また、デノンのPMA-150HもパラレルBTL方式となっています。
FX-AUDIOではFX501JやFX100Jx2を2台用意することですでにパラレルBTLのステレオアンプが実現できていましたが、FX1001Jx2は1台で済むので、コストや設置場所の点では有利です。
価格でいうと、
- FX501J: 4980円
- FX501Jx2: 6480円
- FX1001J: 5480円
- FX1001Jx2: 6980円
となっており、ステレオアンプになっているx2モデルはモノラルアンプ+1500円となっているようです。ステレオ構成だとx2の方が3000~40000円ほど安くなります。また、別売りになっているACアダプタも1つで済むのでトータルコストではもう少し安くなります。
純粋なパワーアンプであるところに注意
FX1001Jx2の注意点は、純粋なパワーアンプである点です。
写真を見ると、ボリュームノブが無段階ではなく限られたところにしか動かないことがわかるかと思います。これはゲイン調整でいくつかの段階でボリュームを調整する機能しかなく細かいボリューム調整ができません。
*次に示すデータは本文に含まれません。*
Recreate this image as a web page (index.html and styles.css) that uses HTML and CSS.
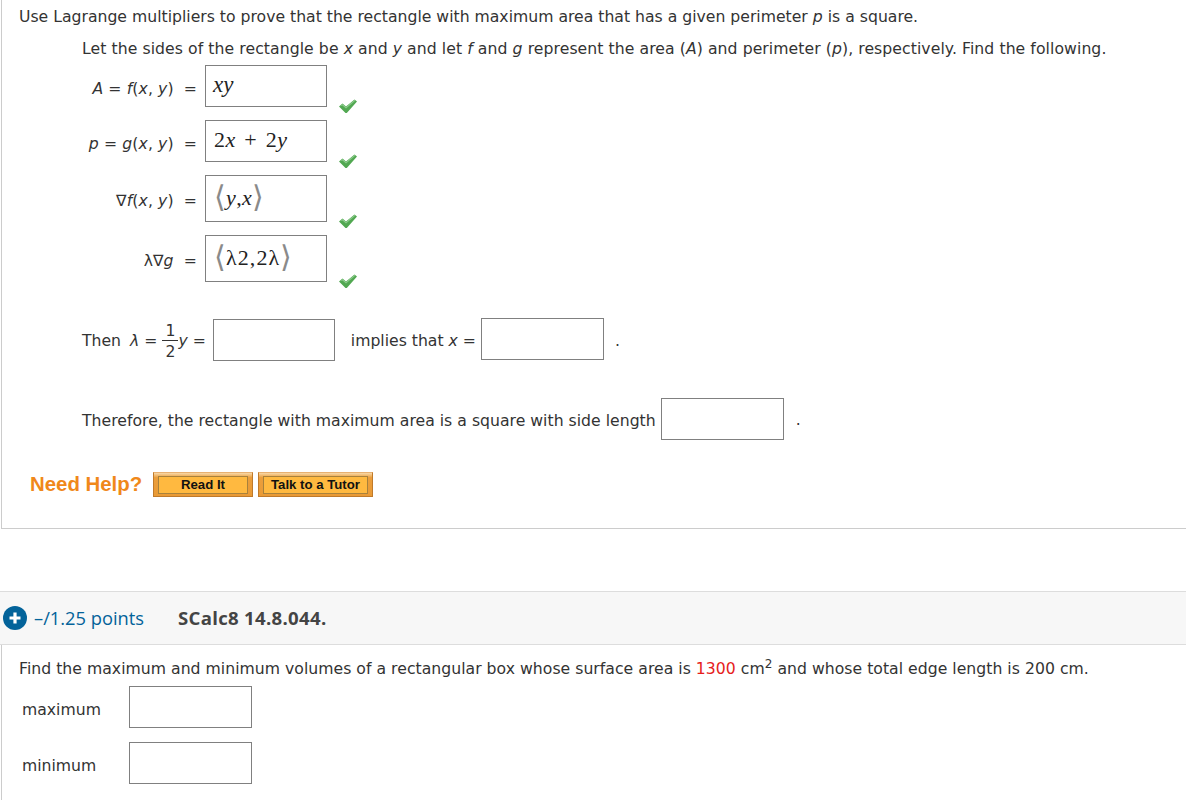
FILE: index.html
```html
<!DOCTYPE html>
<html lang="en">
<head>
<meta charset="utf-8">
<title>Lagrange multipliers</title>
<link rel="stylesheet" href="styles.css">
</head>
<body>
<section class="panel first">
  <p class="lead">Use Lagrange multipliers to prove that the rectangle with maximum area that has a given perimeter <i>p</i> is a square.</p>
  <div class="inner">
    <p class="intro">Let the sides of the rectangle be <i>x</i> and <i>y</i> and let <i>f</i> and <i>g</i> represent the area (<i>A</i>) and perimeter (<i>p</i>), respectively. Find the following.</p>
    <div class="answers">
      <div class="label"><i>A</i> = <i>f</i>(<i>x</i>, <i>y</i>)&nbsp; =</div>
      <div class="box r1"><span class="math m1"><i>xy</i></span></div>
      <svg class="check" viewBox="0 0 18 14"><path d="M0 7.5 L3.5 4.5 L7 7.5 L15.5 0.5 L18 2.5 L7.8 14 L6.5 14 Z" fill="#52a852"/><path d="M1 7.2 L3.5 5 L7 8 L15.5 1 L16.5 1.6 L7 9.5 L3.5 6.5 Z" fill="#8ccb8c"/></svg>

      <div class="label"><i>p</i> = <i>g</i>(<i>x</i>, <i>y</i>)&nbsp; =</div>
      <div class="box r1"><span class="math m2">2<i>x</i> + 2<i>y</i></span></div>
      <svg class="check" viewBox="0 0 18 14"><path d="M0 7.5 L3.5 4.5 L7 7.5 L15.5 0.5 L18 2.5 L7.8 14 L6.5 14 Z" fill="#52a852"/><path d="M1 7.2 L3.5 5 L7 8 L15.5 1 L16.5 1.6 L7 9.5 L3.5 6.5 Z" fill="#8ccb8c"/></svg>

      <div class="label tall">∇<i>f</i>(<i>x</i>, <i>y</i>)&nbsp; =</div>
      <div class="box r2"><span class="math m3"><span class="ang">⟨</span><i>y</i>,<i>x</i><span class="ang">⟩</span></span></div>
      <svg class="check" viewBox="0 0 18 14"><path d="M0 7.5 L3.5 4.5 L7 7.5 L15.5 0.5 L18 2.5 L7.8 14 L6.5 14 Z" fill="#52a852"/><path d="M1 7.2 L3.5 5 L7 8 L15.5 1 L16.5 1.6 L7 9.5 L3.5 6.5 Z" fill="#8ccb8c"/></svg>

      <div class="label tall">λ∇<i>g</i>&nbsp; =</div>
      <div class="box r2"><span class="math m3 m4"><span class="ang">⟨</span>λ2,2λ<span class="ang">⟩</span></span></div>
      <svg class="check" viewBox="0 0 18 14"><path d="M0 7.5 L3.5 4.5 L7 7.5 L15.5 0.5 L18 2.5 L7.8 14 L6.5 14 Z" fill="#52a852"/><path d="M1 7.2 L3.5 5 L7 8 L15.5 1 L16.5 1.6 L7 9.5 L3.5 6.5 Z" fill="#8ccb8c"/></svg>
    </div>

    <div class="then">
      <span class="tx">Then</span>
      <span class="lam tx"><i>λ</i> =</span>
      <span class="frac"><span class="num">1</span><span class="den">2</span></span>
      <span class="yeq tx"><i>y</i> =</span>
      <span class="box input"></span>
      <span class="implies tx">implies that <i>x</i> =</span>
      <span class="box input up"></span>
      <span class="dot tx">.</span>
    </div>

    <div class="therefore">
      <span class="tx lower">Therefore, the rectangle with maximum area is a square with side length</span>
      <span class="box input"></span>
      <span class="dot tx">.</span>
    </div>
  </div>

  <div class="help">
    <span class="need">Need Help?</span>
    <span class="btn read"><span class="btn-in">Read It</span></span>
    <span class="btn tutor"><span class="btn-in">Talk to a Tutor</span></span>
  </div>
</section>

<header class="bar">
  <svg class="plus" viewBox="0 0 24 24"><circle cx="12" cy="12" r="12" fill="#03639a"/><path d="M12 6.5v11M6.5 12h11" stroke="#fff" stroke-width="3.2"/></svg>
  <span class="points">–/1.25 points</span>
  <span class="code">SCalc8 14.8.044.</span>
</header>

<section class="panel second">
  <p class="find">Find the maximum and minimum volumes of a rectangular box whose surface area is <span class="red">1300</span> cm<sup>2</sup> and whose total edge length is 200 cm.</p>
  <div class="volumes">
    <span class="vlabel">maximum</span><span class="box input"></span>
    <span class="vlabel">minimum</span><span class="box input"></span>
  </div>
</section>
</body>
</html>
```
FILE: styles.css
```css
* { box-sizing: border-box; }
html, body { margin: 0; padding: 0; }
body {
  width: 1186px;
  height: 800px;
  overflow: hidden;
  background: #fff;
  color: #333;
  font-family: "DejaVu Sans", Verdana, sans-serif;
  font-size: 15.67px;
  line-height: 18px;
}
p { margin: 0; }
.panel {
  margin-left: 1px;
  border-left: 1px solid #ccc;
}
.first {
  height: 529px;
  border-bottom: 1px solid #ccc;
  padding: 8px 0 0 17px;
}
.inner { padding-left: 63px; }
.intro { margin-top: 14px; letter-spacing: 0.07px; }
.answers {
  display: grid;
  grid-template-columns: 115px 122px 18px;
  column-gap: 8px;
  margin: 7px 0 0 0;
  align-items: center;
}
.label { text-align: right; margin-bottom: 7px; white-space: nowrap; letter-spacing: 0.1px; }
.tall { margin-bottom: 9px; }
.box {
  display: block;
  border: 1px solid #808080;
  background: #fff;
  width: 122px;
}
.r1 { height: 42px; margin-bottom: 13px; }
.r2 { height: 47px; margin-bottom: 13px; }
.check {
  width: 18px;
  height: 14px;
  margin-left: 4px;
  align-self: end;
  margin-bottom: 7px;
}
.math {
  display: block;
  font-family: "Liberation Serif", serif;
  color: #222;
  white-space: nowrap;
}
.m1 { font-size: 23px; padding: 10px 0 0 7px; }
.m2 { font-size: 22px; padding: 10px 0 0 8px; word-spacing: 2.5px; letter-spacing: 0.5px; }
.m3 { font-size: 22px; padding: 12px 0 0 8px; letter-spacing: 0.4px; }
.m4 { letter-spacing: 1.1px; }
.ang {
  font-family: "DejaVu Sans", sans-serif;
  font-size: 30px;
  font-weight: 200;
  line-height: 18px;
  vertical-align: -2px;
  color: #8a8a8a;
  letter-spacing: 0;
}
.then {
  display: flex;
  align-items: center;
  margin-top: 24px;
  height: 42px;
}
.tx { position: relative; top: 1px; }
.lower { top: 2px; }
.lam { margin-left: 9px; }
.frac {
  display: inline-flex;
  flex-direction: column;
  align-items: center;
  width: 16px;
  margin-left: 5px;
  line-height: 15px;
  position: relative;
  top: 1px;
}
.num { border-bottom: 1px solid #333; width: 100%; text-align: center; padding-bottom: 2px; }
.den { padding-top: 3px; }
.yeq { margin-right: 7px; }
.input { width: 122px; height: 42px; flex: none; }
.implies { margin: 0 5px 0 16px; }
.up { transform: translateY(-1px); width: 123px; }
.dot { margin-left: 12px; }
.then .dot { margin-left: 11px; }
.therefore {
  display: flex;
  align-items: center;
  margin-top: 37px;
  height: 42px;
  letter-spacing: 0.015px;
}
.therefore .input { margin-left: 5px; width: 123px; }
.help {
  display: flex;
  align-items: center;
  margin: 32px 0 0 11px;
  height: 25px;
}
.need {
  font-family: "Liberation Sans", Arial, sans-serif;
  font-weight: 700;
  font-size: 20.4px;
  color: #f0881a;
  width: 123px;
  position: relative;
  top: -1px;
}
.btn {
  display: block;
  height: 25px;
  border: 1px solid #c07a2a;
  border-top-color: #e8b070;
  background: linear-gradient(#f8d8a8, #eb9e3c 20%, #e99a35);
  padding: 3px 4px 2px;
}
.read { width: 100px; }
.tutor { width: 115px; margin-left: 5px; }
.btn-in {
  display: block;
  height: 18px;
  border: 1px solid #a8813c;
  background: #ffb940;
  text-align: center;
  color: #111;
  font-family: "Liberation Sans", Arial, sans-serif;
  font-weight: 700;
  font-size: 13.2px;
  line-height: 16px;
  white-space: nowrap;
}
.bar {
  display: flex;
  align-items: center;
  height: 54px;
  margin-top: 62px;
  background: #f7f7f7;
  border-top: 1px solid #ddd;
  border-bottom: 1px solid #ddd;
  padding-left: 3px;
}
.plus { width: 24px; height: 24px; }
.points {
  font-family: "Open Sans", "Noto Sans", sans-serif;
  font-size: 18.3px;
  color: #03639a;
  margin-left: 7px;
}
.code {
  font-family: "Open Sans", "Noto Sans", sans-serif;
  font-size: 18.6px;
  font-weight: 700;
  color: #444;
  margin-left: 34px;
  letter-spacing: 0.3px;
}
.second { padding: 15px 0 0 17px; height: 160px; }
.find { letter-spacing: 0.025px; }
.red { color: #e61c1c; }
sup { font-size: 12px; line-height: 0; }
.volumes {
  display: grid;
  grid-template-columns: 107px 123px;
  row-gap: 14px;
  align-items: center;
  margin: 8px 0 0 3px;
}
.volumes .input { width: 123px; }
.vlabel { position: relative; top: 3px; }
```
このため、ボリューム調整は再生側の機器か、間にラインアンプを入れる必要があります。
ラインアンプという意味ではFX-AUDIOは真空管を使ったラインアンプを発売しており、これを入れるのが良いかもしれません。
FX-AUDIOの真空管ラインアンプは私も使っていましたが、効果は抜群でした:
魅力的なパラレルBTL駆動方式を1台で安価で実現
これまでパラレルBTL駆動というと高級なオーディオにしか搭載されない印象がありました。
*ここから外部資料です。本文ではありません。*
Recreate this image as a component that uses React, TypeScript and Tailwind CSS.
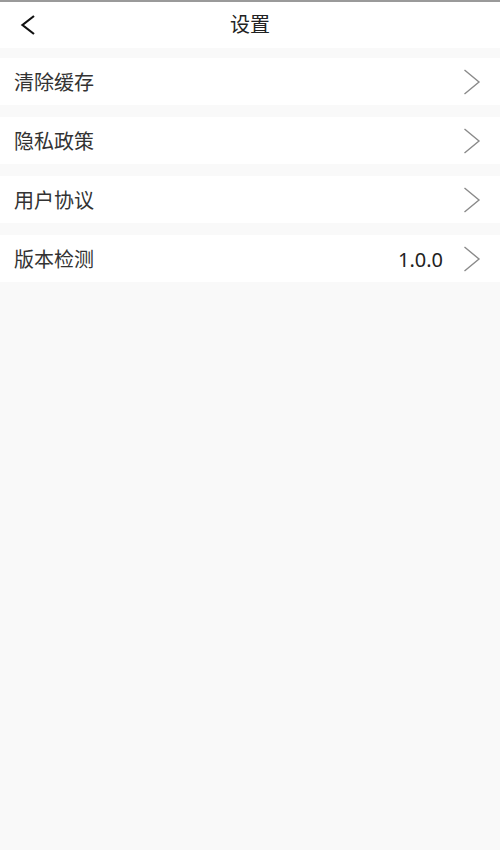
import React from "react";

const Chevron = () => (
  <svg width="18" height="28" viewBox="0 0 18 28" className="shrink-0">
    <path d="M1.5 2 L16 14 L1.5 26" fill="none" stroke="#8a8a8a" strokeWidth="1.4" />
  </svg>
);

const Row = ({ label, value }: { label: string; value?: string }) => (
  <div className="flex items-center h-[47px] bg-white pl-[14px] pr-[19px]">
    <span className="flex-1 text-[20px] text-[#333333] pt-[3px]">{label}</span>
    {value && <span className="text-[20px] text-[#222222] mr-[20px] pt-[3px]">{value}</span>}
    <Chevron />
  </div>
);

export default function App() {
  return (
    <div
      className="w-[500px] h-[850px] bg-[#f9f9f9] flex flex-col"
      style={{ fontFamily: '"Noto Sans", "Noto Sans CJK SC", sans-serif' }}
    >
      <div className="h-[48px] bg-white border-t-2 border-[#9a9a9a] flex items-center relative">
        <div className="absolute left-[19px] top-[10px]">
          <svg width="18" height="26" viewBox="0 0 18 26">
            <path d="M15 4 L3.5 13 L15 22" fill="none" stroke="#111" strokeWidth="2.2" />
          </svg>
        </div>
        <div className="flex-1 text-center text-[20px] text-[#222222]">设置</div>
      </div>
      <div className="flex flex-col gap-[12px] mt-[10px]">
        <Row label="清除缓存" />
        <Row label="隐私政策" />
        <Row label="用户协议" />
        <Row label="版本检测" value="1.0.0" />
      </div>
    </div>
  );
}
それが、クラスDアンプICによって安価に実現できるようになり、一般のオーディオファンもその実力を享受できるようになっています。
今回のFX1001Jx2も音質には定評のあるFX-AUDIOなのでなかなか期待できる製品ではないでしょうか。
価格は6980円とアンプを二つ載せてるにしてはリーズナブルです。501Jを選ぶか1001Jを選ぶかは、パワーをどれだけ必要とするかによりますが、どちらでも普通の広さの部屋なら十分ではないかとは思います。
コメント
「それぞれのA1, A2がBTL方式になったものがパラレルBTL(PBTL)方式です。」これは間違っています。A1、A2がそれぞれ2台の並列アンプで駆動されています。
Junichi Murakamiさん
コメントありがとうございます。
確かに逆ですね。図自体がBTLなので、これをパラレルにしたものがパラレルBTLですね。
ご指摘ありがとうございました。